20.8.12

Papelinos

Lo conozco porque durante años se ocupó de arreglar las persianas de casa. Un hombre menudo y educado que, al hablar (con un acento que no es de aquí), me recordaba a uno de esos frailes legos que atendían la portería de los conventos. Sentencioso y parlanchín, con un pasado truculento lleno de desagradables circunstancias familiares (o eso al menos relataba), sus peroratas, entre explicaciones acerca de los procedimientos y técnicas tendentes a reparar lamas y cintas, casi siempre terminaban rondando asuntos de la moral y la religión. 
En mis paseos veraniegos y matutinos a la orilla del río, me lo encuentro con frecuencia.
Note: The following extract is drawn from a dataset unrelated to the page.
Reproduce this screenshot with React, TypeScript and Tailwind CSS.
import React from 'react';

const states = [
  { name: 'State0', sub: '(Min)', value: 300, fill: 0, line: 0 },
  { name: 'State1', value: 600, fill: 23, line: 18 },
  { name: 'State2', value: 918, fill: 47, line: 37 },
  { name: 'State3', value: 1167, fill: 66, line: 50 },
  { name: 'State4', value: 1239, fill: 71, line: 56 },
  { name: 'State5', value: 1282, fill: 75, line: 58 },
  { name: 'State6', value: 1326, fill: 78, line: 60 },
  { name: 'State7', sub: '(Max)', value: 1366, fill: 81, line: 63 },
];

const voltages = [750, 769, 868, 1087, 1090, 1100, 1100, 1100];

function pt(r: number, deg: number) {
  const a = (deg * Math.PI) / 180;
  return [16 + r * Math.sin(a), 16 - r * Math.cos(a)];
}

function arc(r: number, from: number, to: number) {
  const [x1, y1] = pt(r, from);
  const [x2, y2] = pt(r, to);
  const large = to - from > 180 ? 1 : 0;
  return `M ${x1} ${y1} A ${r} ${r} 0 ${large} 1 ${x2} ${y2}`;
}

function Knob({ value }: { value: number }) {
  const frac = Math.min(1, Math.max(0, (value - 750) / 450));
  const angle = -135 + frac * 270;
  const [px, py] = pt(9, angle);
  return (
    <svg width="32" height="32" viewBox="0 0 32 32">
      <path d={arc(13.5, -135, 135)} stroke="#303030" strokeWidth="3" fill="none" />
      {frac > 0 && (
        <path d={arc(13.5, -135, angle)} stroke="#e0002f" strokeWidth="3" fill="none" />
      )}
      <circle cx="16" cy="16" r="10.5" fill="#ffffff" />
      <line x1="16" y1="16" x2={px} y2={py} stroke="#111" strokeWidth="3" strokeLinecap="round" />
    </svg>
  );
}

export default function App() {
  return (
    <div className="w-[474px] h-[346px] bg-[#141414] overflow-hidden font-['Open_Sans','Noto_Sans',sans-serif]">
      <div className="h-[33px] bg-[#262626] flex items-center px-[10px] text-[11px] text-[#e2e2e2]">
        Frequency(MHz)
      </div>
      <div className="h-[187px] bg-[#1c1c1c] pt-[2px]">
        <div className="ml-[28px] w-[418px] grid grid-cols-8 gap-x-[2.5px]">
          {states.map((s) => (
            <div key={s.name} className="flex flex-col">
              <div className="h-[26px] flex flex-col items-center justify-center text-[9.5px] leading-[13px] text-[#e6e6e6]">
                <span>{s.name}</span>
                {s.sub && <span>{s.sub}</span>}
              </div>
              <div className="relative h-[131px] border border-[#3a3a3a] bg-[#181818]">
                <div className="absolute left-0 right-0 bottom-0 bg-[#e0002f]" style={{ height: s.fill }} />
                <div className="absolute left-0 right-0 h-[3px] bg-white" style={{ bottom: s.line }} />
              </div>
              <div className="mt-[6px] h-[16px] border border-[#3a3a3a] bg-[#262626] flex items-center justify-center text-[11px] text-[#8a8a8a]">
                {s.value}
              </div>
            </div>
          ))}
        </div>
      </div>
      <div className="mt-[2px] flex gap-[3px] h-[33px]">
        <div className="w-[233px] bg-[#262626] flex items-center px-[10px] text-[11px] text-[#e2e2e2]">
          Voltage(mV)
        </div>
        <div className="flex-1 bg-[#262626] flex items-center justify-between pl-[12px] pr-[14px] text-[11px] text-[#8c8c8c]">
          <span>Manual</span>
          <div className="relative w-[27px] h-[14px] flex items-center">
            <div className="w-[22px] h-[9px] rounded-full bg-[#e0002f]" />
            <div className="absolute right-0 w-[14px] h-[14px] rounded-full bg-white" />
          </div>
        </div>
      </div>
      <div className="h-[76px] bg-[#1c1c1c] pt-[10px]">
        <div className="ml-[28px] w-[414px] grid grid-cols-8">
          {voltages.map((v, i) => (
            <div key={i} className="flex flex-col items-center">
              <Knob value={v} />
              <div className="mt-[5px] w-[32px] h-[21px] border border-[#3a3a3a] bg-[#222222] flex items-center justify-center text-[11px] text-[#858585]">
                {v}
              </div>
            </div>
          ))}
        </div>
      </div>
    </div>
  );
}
Hace ademanes de correr (sobre todo con los brazos), pero va andando. Deja en los bancos y en las papeleras del camino (que han destrozado con saña los vándalos locales) pequeños papelinos impresos, a modo de tarjeta, con el lema "Dios te salva" y con breves textos que, lo confieso, nunca he llegado a leer. Doy por descontado que son citas de la Biblia.
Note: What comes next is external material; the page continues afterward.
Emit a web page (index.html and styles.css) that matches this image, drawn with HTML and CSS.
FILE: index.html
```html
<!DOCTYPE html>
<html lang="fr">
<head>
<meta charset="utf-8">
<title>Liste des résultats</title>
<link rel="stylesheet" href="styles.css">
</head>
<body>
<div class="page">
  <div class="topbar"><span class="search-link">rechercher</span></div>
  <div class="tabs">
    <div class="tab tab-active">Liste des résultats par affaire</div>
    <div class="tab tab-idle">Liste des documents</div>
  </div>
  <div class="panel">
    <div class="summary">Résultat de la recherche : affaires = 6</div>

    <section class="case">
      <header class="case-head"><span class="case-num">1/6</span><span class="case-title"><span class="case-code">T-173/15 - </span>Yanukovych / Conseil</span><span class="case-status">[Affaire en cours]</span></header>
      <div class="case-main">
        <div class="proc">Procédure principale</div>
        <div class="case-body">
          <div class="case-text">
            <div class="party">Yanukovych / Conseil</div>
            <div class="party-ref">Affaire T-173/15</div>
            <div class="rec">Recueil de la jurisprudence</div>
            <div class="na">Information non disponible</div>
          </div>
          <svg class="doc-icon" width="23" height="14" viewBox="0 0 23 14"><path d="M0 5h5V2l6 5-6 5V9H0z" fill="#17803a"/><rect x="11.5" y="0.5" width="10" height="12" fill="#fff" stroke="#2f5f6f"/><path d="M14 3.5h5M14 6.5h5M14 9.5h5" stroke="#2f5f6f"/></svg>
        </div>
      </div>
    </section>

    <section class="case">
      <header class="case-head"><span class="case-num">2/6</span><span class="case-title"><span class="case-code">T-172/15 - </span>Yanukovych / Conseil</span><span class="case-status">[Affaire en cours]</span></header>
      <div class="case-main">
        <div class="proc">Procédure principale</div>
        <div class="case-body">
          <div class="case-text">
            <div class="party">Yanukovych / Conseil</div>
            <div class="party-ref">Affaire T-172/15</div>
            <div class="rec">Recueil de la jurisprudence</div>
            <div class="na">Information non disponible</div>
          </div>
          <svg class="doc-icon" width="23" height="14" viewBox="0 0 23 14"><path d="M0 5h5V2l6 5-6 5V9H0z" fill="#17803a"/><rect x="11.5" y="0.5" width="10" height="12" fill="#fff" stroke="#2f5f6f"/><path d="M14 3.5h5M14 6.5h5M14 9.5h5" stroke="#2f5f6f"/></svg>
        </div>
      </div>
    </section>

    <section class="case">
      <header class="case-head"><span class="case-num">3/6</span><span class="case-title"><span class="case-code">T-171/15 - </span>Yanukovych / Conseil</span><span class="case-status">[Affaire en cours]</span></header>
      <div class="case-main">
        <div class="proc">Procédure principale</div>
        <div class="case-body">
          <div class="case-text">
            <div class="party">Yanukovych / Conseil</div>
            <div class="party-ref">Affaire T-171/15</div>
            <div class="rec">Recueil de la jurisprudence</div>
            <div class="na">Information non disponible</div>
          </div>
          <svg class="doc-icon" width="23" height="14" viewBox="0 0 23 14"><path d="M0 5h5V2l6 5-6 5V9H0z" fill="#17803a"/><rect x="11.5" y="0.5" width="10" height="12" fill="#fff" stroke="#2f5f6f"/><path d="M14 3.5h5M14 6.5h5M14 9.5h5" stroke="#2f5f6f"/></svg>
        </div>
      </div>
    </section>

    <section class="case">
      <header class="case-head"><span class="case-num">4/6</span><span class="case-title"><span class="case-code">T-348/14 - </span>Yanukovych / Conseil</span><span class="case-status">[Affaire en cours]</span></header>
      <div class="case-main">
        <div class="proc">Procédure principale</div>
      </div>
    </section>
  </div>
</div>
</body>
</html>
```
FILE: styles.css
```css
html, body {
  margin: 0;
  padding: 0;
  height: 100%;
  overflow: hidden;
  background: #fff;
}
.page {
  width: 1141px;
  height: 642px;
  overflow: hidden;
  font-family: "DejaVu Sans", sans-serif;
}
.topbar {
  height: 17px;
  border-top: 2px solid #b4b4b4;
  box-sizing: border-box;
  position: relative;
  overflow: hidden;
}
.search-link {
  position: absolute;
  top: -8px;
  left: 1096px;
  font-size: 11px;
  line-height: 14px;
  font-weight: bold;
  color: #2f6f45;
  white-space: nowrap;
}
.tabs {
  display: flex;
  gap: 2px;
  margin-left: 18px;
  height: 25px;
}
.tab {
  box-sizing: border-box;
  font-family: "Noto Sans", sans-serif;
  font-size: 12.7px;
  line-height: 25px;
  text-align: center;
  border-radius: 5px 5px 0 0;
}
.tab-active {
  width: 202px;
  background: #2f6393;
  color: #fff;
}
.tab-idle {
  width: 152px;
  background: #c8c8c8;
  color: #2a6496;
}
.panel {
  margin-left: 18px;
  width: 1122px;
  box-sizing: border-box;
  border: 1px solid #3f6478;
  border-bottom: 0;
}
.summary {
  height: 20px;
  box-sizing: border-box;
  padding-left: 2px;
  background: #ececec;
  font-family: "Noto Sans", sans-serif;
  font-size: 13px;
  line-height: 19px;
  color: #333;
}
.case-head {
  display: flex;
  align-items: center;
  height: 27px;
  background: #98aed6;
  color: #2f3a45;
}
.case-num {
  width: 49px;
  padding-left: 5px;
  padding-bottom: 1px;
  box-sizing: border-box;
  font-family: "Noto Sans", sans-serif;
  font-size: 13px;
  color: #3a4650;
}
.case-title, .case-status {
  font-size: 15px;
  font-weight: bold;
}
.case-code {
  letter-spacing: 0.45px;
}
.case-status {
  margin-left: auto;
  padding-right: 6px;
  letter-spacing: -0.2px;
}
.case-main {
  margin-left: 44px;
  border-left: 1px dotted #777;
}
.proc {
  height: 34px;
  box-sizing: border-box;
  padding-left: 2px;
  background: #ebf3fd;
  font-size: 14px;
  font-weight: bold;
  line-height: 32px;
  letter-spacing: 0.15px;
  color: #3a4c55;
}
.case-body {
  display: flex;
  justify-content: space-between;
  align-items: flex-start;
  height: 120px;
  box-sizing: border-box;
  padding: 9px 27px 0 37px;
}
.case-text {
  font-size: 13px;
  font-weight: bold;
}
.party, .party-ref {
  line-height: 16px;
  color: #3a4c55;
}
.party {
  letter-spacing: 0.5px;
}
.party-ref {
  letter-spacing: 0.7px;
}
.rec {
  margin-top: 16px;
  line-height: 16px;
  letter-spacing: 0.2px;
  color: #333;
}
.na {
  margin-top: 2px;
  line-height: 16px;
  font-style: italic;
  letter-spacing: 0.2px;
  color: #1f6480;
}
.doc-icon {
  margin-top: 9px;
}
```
Esta mañana el suelo del sendero estaba lleno de trocitos de papel, sí, de los que reparte ese buen hombre. Alguien había hecho trizas no pocos. En un momento dado, me topé con él. Se dirigía a un deportista (en el camino hay vulgares paseantes, pero también veloces ciclistas, elegantes jinetes, esforzados corredores...) para recriminarle su acción: al parecer, había dado con el responsable del destrozo. Lo que vino después fueron graves reproches que empezaron con la suavidad previsible, para quienes le hemos tratado, pero que fue a mayores al poco, con advocaciones a Dios y a Satanás (a voz en grito), a estos tiempos aciagos y hasta al mismísimo fin del mundo, no sin antes advertirle que con sus actos había torcido los designios del Señor y que su vida sería, a partir de ahora, un auténtico valle de lágrimas.
Ni siquiera miré atrás. Más adelante, había nuevas entregas en los sitios acostumbrados que convivían con las evidencias blanquecinas del pequeño desastre.